Ma il dono comunitario non è il dono di reciprocità: il dono comunitario è dono gratuito, è la forma più propria di questo atto. Il motivo del dono gratuito non sta in una compensazione concreta che viene a seguito, ma in una compensazione spirituale che si attua immediatamente. Nella comunità affettiva, il benessere dell’ altro si riflette in benessere proprio.

Che poi, nel vivere di una comunità, così come i membri danno agli altri ciò che possono dare, essi si attendono di avere ciò che sia possibile nel bisogno, è una realtà che tuttavia non muta la sostanza dei rapporti. Non è questa attesa che muove in origine i comportamenti. La relazione comunitaria non è fondata sulla reciprocità, così che nell’ attuarsi vero e proprio della comunità lo stesso concetto di scambio viene a perdersi. E non ponendosi più il problema di assumere un valore di scambio, per cose o prestazioni, l’ idea di denaro non mantiene alcuna necessità e significato.

Ma infine, dopo questo excursus compiuto in altri tempi, in altri luoghi, in costruzioni sentimentali e immaginative – se utopiche, tuttavia non per questo inevitabilmente irrealistiche – torniamo all’ effettività del presente. E’ nostro il mondo non della comunità ma della società – non ci si scambiano doni, si ricercano affari...
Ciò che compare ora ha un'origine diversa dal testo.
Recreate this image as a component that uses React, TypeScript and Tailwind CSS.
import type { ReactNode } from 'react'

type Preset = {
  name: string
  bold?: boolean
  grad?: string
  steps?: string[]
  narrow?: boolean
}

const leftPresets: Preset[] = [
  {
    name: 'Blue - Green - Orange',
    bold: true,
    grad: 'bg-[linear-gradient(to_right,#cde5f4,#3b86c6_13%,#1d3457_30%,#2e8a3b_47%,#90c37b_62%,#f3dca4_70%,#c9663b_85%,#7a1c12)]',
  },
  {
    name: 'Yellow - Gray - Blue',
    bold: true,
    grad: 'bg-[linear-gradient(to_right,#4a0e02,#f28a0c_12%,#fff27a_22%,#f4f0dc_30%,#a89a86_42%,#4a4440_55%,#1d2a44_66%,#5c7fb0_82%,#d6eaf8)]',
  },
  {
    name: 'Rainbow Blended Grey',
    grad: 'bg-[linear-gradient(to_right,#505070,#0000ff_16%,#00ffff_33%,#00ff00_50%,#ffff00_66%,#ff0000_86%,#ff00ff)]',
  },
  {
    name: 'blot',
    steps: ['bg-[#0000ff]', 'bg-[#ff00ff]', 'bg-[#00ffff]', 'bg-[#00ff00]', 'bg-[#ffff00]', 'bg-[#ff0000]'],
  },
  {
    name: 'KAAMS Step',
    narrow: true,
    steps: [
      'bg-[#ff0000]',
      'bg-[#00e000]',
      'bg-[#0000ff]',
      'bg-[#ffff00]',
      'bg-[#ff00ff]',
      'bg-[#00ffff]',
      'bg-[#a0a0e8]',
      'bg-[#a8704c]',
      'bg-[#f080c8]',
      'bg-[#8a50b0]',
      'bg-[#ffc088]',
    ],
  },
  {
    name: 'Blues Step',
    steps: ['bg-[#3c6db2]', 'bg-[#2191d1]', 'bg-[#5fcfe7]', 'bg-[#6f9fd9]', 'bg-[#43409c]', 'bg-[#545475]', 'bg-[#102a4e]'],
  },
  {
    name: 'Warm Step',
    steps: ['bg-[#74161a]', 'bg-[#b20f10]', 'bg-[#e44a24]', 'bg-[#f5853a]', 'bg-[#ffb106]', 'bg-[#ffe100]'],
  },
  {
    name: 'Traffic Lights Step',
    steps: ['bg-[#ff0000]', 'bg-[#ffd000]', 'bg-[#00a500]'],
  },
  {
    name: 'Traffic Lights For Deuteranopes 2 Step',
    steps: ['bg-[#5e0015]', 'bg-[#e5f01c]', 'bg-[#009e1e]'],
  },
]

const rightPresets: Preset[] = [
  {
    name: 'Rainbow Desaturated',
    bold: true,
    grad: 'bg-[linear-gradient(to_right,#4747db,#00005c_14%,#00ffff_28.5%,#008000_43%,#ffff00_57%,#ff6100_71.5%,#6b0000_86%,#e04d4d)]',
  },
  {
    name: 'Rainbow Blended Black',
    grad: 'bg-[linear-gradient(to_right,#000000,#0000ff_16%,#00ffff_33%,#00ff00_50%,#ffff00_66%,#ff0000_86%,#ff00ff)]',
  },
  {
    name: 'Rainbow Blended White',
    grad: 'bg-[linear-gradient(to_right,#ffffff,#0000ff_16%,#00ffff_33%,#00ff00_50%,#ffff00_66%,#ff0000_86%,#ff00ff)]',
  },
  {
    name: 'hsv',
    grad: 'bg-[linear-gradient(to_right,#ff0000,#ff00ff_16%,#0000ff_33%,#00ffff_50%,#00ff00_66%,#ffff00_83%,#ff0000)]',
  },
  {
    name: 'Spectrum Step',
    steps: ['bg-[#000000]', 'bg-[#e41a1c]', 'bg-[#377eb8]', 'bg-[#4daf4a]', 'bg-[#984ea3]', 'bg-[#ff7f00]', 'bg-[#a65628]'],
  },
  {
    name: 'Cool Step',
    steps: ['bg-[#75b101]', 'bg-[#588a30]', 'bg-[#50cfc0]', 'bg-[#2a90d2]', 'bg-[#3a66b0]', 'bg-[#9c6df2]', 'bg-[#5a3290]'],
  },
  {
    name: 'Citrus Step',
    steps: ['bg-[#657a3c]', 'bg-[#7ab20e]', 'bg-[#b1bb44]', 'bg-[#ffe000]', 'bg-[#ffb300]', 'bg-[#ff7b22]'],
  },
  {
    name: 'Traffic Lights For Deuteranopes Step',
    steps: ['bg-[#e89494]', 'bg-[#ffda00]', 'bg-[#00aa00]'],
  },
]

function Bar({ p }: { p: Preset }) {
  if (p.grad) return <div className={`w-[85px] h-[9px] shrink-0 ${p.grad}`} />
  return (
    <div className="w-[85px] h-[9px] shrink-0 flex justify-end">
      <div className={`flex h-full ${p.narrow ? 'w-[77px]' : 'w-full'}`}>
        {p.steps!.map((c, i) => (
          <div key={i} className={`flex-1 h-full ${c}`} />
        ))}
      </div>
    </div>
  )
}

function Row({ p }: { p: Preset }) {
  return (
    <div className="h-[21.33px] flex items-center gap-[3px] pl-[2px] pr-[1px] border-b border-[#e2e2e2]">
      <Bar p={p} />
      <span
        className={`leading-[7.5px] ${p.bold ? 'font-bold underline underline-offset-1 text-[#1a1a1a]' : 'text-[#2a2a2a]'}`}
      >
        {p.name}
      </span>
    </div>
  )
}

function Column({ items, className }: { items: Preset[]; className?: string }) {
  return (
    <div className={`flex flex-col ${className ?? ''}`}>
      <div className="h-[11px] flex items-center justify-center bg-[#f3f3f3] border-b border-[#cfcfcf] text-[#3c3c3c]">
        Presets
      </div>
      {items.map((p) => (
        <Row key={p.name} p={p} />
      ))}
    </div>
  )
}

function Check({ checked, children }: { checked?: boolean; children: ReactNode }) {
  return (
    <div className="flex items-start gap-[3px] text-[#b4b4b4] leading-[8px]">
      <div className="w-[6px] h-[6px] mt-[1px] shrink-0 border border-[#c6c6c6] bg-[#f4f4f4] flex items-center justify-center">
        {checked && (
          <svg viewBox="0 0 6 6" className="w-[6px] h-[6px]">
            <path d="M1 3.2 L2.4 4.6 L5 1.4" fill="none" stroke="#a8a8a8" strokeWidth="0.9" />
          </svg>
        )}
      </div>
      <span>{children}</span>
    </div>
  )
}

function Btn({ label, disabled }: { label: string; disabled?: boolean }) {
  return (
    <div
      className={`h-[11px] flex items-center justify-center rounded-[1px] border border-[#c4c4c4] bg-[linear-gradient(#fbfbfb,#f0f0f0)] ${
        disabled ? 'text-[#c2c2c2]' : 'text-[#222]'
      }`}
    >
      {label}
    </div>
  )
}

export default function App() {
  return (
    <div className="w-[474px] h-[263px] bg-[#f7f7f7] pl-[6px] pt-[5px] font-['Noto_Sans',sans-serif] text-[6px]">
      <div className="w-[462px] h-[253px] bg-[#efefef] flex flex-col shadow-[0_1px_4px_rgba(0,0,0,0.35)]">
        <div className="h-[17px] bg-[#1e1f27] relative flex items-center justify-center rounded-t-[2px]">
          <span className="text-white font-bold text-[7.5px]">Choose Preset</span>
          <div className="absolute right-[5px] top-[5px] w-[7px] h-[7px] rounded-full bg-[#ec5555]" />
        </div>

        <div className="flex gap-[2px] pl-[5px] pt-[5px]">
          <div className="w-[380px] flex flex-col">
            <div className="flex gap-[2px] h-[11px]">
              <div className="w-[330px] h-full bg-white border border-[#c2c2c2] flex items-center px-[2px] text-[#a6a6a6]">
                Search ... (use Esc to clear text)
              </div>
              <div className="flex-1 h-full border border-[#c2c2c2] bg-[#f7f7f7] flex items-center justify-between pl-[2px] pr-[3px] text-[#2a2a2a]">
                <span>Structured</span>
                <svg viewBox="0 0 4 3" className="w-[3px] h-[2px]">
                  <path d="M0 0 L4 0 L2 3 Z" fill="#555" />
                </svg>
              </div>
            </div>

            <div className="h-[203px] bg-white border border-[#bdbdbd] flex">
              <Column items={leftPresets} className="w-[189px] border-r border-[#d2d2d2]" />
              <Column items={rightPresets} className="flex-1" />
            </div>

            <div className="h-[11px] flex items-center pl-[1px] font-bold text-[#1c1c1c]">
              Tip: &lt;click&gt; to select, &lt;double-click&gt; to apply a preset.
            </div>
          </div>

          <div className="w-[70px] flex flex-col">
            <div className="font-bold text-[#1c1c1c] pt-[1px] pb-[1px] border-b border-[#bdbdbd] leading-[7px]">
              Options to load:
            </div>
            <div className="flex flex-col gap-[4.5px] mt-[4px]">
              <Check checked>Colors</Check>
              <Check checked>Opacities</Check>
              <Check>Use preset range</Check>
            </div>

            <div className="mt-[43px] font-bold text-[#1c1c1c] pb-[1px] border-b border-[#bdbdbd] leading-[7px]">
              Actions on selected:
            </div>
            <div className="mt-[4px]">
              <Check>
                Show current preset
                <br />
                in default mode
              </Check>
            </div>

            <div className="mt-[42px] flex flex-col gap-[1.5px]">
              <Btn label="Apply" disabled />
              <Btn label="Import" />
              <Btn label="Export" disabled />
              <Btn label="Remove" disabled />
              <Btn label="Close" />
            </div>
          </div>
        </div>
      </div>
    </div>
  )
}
Per chi abbia pure intravisto la luce di un’ altra, possibile, esistenza umana, il ritrovarsi qui ed ora richiede un adattamento al negativo. Se non che, agli estremi, la saggezza imponga il nichilismo, l’ autodistruzione del suggerimento evangelico – se ti domandano il mantello, tu dagli anche la tunica... – l’ uomo sia pur di comprensione, di orientamento comunitario, dovrà fare i conti rispetto allo scambio e al denaro: e sarà meglio che i conti li faccia bene.
Ma per la buona salute – dello Spirito – sarà opportuno non tralasciare mai la propria aspirazione, anche fattiva, ad un “altro mondo possibile”, e la realizzazione concreta di altri valori, possibilmente, già nelle pieghe del mondo come esso ora è.

[1] Nei suoi lavori, Polanyi si richiama poi alle ricerche di antropologi come Richard Thurnwald, Marcel Mauss, Bronislaw Malinowsky.
[2] Degli studi molto noti in proposito sono quelli di Marcel Mauss, nel suo Saggio sul dono (1924).